◆ Task to complete: Copy the data exactly; pictures stay out of the copy.
===== Source records =====
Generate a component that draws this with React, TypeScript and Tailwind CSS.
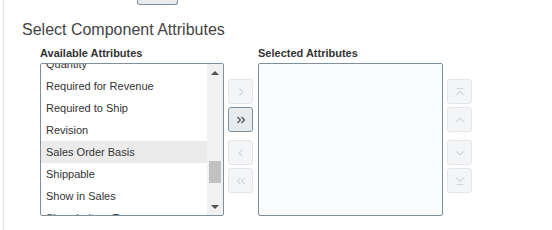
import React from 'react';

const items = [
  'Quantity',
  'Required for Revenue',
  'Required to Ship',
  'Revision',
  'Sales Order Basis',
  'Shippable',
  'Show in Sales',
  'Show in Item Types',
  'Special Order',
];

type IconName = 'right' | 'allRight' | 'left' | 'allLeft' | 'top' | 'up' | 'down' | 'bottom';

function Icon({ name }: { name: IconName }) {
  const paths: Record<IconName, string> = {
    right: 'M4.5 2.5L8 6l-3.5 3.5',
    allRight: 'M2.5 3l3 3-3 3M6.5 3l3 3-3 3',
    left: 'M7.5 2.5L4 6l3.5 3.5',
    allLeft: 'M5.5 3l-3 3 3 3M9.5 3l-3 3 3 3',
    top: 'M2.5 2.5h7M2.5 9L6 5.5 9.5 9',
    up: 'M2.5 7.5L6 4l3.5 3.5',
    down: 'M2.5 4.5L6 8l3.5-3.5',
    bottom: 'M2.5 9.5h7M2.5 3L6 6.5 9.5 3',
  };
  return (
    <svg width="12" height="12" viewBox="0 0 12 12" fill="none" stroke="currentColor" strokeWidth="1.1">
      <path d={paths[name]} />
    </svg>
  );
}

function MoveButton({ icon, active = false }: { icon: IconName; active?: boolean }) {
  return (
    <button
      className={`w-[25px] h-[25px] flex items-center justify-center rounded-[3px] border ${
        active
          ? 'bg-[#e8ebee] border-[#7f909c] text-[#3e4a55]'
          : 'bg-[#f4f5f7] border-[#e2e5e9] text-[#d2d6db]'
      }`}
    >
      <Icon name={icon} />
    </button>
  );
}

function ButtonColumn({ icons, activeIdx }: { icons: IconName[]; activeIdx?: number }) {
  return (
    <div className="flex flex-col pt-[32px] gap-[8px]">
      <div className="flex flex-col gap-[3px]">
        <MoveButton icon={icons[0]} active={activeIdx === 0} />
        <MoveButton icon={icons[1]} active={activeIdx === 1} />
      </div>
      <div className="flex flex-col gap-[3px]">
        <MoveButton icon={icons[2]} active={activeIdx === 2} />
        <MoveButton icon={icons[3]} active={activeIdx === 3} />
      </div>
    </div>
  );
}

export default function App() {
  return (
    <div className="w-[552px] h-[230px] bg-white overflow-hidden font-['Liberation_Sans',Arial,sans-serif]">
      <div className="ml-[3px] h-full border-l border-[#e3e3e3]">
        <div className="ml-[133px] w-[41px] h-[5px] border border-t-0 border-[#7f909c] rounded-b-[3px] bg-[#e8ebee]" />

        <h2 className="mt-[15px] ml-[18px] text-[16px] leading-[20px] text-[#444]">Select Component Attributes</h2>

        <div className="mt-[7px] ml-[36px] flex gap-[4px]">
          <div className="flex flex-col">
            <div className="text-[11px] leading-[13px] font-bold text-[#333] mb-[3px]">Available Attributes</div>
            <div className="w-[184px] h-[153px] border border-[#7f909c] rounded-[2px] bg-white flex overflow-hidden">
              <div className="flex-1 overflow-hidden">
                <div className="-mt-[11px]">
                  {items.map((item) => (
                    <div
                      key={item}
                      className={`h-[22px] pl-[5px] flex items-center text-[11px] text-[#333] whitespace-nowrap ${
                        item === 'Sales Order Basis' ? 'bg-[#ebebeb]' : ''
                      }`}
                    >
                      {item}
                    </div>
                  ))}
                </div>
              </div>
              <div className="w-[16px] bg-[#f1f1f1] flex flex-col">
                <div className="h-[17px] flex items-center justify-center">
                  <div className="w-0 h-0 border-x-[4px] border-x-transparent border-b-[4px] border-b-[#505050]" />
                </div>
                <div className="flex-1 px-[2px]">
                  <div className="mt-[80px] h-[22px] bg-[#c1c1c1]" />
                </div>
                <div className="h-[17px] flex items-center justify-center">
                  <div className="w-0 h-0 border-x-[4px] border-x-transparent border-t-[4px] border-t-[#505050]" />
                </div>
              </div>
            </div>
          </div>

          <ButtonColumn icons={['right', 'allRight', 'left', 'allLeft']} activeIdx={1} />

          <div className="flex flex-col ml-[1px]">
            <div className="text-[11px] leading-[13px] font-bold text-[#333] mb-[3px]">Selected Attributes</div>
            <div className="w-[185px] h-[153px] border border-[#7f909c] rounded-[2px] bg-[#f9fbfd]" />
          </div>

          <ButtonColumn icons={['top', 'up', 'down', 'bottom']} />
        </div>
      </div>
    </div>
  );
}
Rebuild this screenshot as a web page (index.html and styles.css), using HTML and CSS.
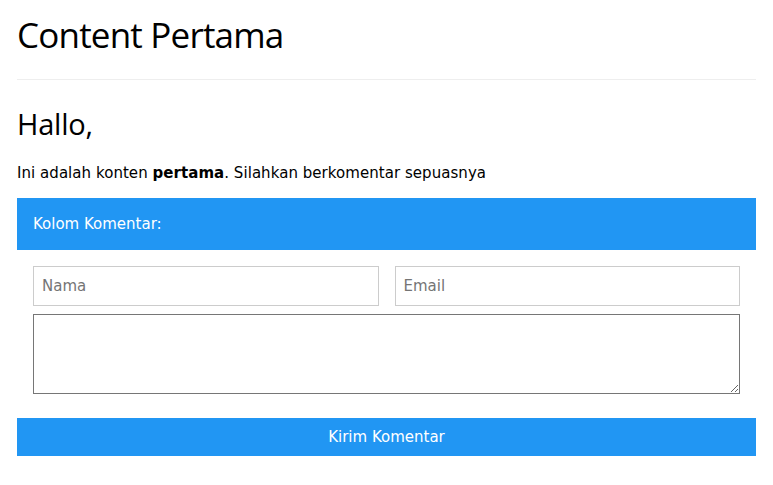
=====
◆ Reply:
Generate a component that draws this with React, TypeScript and Tailwind CSS.
import React from 'react';

const items = [
  'Quantity',
  'Required for Revenue',
  'Required to Ship',
  'Revision',
  'Sales Order Basis',
  'Shippable',
  'Show in Sales',
  'Show in Item Types',
  'Special Order',
];

type IconName = 'right' | 'allRight' | 'left' | 'allLeft' | 'top' | 'up' | 'down' | 'bottom';

function Icon({ name }: { name: IconName }) {
  const paths: Record<IconName, string> = {
    right: 'M4.5 2.5L8 6l-3.5 3.5',
    allRight: 'M2.5 3l3 3-3 3M6.5 3l3 3-3 3',
    left: 'M7.5 2.5L4 6l3.5 3.5',
    allLeft: 'M5.5 3l-3 3 3 3M9.5 3l-3 3 3 3',
    top: 'M2.5 2.5h7M2.5 9L6 5.5 9.5 9',
    up: 'M2.5 7.5L6 4l3.5 3.5',
    down: 'M2.5 4.5L6 8l3.5-3.5',
    bottom: 'M2.5 9.5h7M2.5 3L6 6.5 9.5 3',
  };
  return (
    <svg width="12" height="12" viewBox="0 0 12 12" fill="none" stroke="currentColor" strokeWidth="1.1">
      <path d={paths[name]} />
    </svg>
  );
}

function MoveButton({ icon, active = false }: { icon: IconName; active?: boolean }) {
  return (
    <button
      className={`w-[25px] h-[25px] flex items-center justify-center rounded-[3px] border ${
        active
          ? 'bg-[#e8ebee] border-[#7f909c] text-[#3e4a55]'
          : 'bg-[#f4f5f7] border-[#e2e5e9] text-[#d2d6db]'
      }`}
    >
      <Icon name={icon} />
    </button>
  );
}

function ButtonColumn({ icons, activeIdx }: { icons: IconName[]; activeIdx?: number }) {
  return (
    <div className="flex flex-col pt-[32px] gap-[8px]">
      <div className="flex flex-col gap-[3px]">
        <MoveButton icon={icons[0]} active={activeIdx === 0} />
        <MoveButton icon={icons[1]} active={activeIdx === 1} />
      </div>
      <div className="flex flex-col gap-[3px]">
        <MoveButton icon={icons[2]} active={activeIdx === 2} />
        <MoveButton icon={icons[3]} active={activeIdx === 3} />
      </div>
    </div>
  );
}

export default function App() {
  return (
    <div className="w-[552px] h-[230px] bg-white overflow-hidden font-['Liberation_Sans',Arial,sans-serif]">
      <div className="ml-[3px] h-full border-l border-[#e3e3e3]">
        <div className="ml-[133px] w-[41px] h-[5px] border border-t-0 border-[#7f909c] rounded-b-[3px] bg-[#e8ebee]" />

        <h2 className="mt-[15px] ml-[18px] text-[16px] leading-[20px] text-[#444]">Select Component Attributes</h2>

        <div className="mt-[7px] ml-[36px] flex gap-[4px]">
          <div className="flex flex-col">
            <div className="text-[11px] leading-[13px] font-bold text-[#333] mb-[3px]">Available Attributes</div>
            <div className="w-[184px] h-[153px] border border-[#7f909c] rounded-[2px] bg-white flex overflow-hidden">
              <div className="flex-1 overflow-hidden">
                <div className="-mt-[11px]">
                  {items.map((item) => (
                    <div
                      key={item}
                      className={`h-[22px] pl-[5px] flex items-center text-[11px] text-[#333] whitespace-nowrap ${
                        item === 'Sales Order Basis' ? 'bg-[#ebebeb]' : ''
                      }`}
                    >
                      {item}
                    </div>
                  ))}
                </div>
              </div>
              <div className="w-[16px] bg-[#f1f1f1] flex flex-col">
                <div className="h-[17px] flex items-center justify-center">
                  <div className="w-0 h-0 border-x-[4px] border-x-transparent border-b-[4px] border-b-[#505050]" />
                </div>
                <div className="flex-1 px-[2px]">
                  <div className="mt-[80px] h-[22px] bg-[#c1c1c1]" />
                </div>
                <div className="h-[17px] flex items-center justify-center">
                  <div className="w-0 h-0 border-x-[4px] border-x-transparent border-t-[4px] border-t-[#505050]" />
                </div>
              </div>
            </div>
          </div>

          <ButtonColumn icons={['right', 'allRight', 'left', 'allLeft']} activeIdx={1} />

          <div className="flex flex-col ml-[1px]">
            <div className="text-[11px] leading-[13px] font-bold text-[#333] mb-[3px]">Selected Attributes</div>
            <div className="w-[185px] h-[153px] border border-[#7f909c] rounded-[2px] bg-[#f9fbfd]" />
          </div>

          <ButtonColumn icons={['top', 'up', 'down', 'bottom']} />
        </div>
      </div>
    </div>
  );
}
Rebuild this screenshot as a web page (index.html and styles.css), using HTML and CSS.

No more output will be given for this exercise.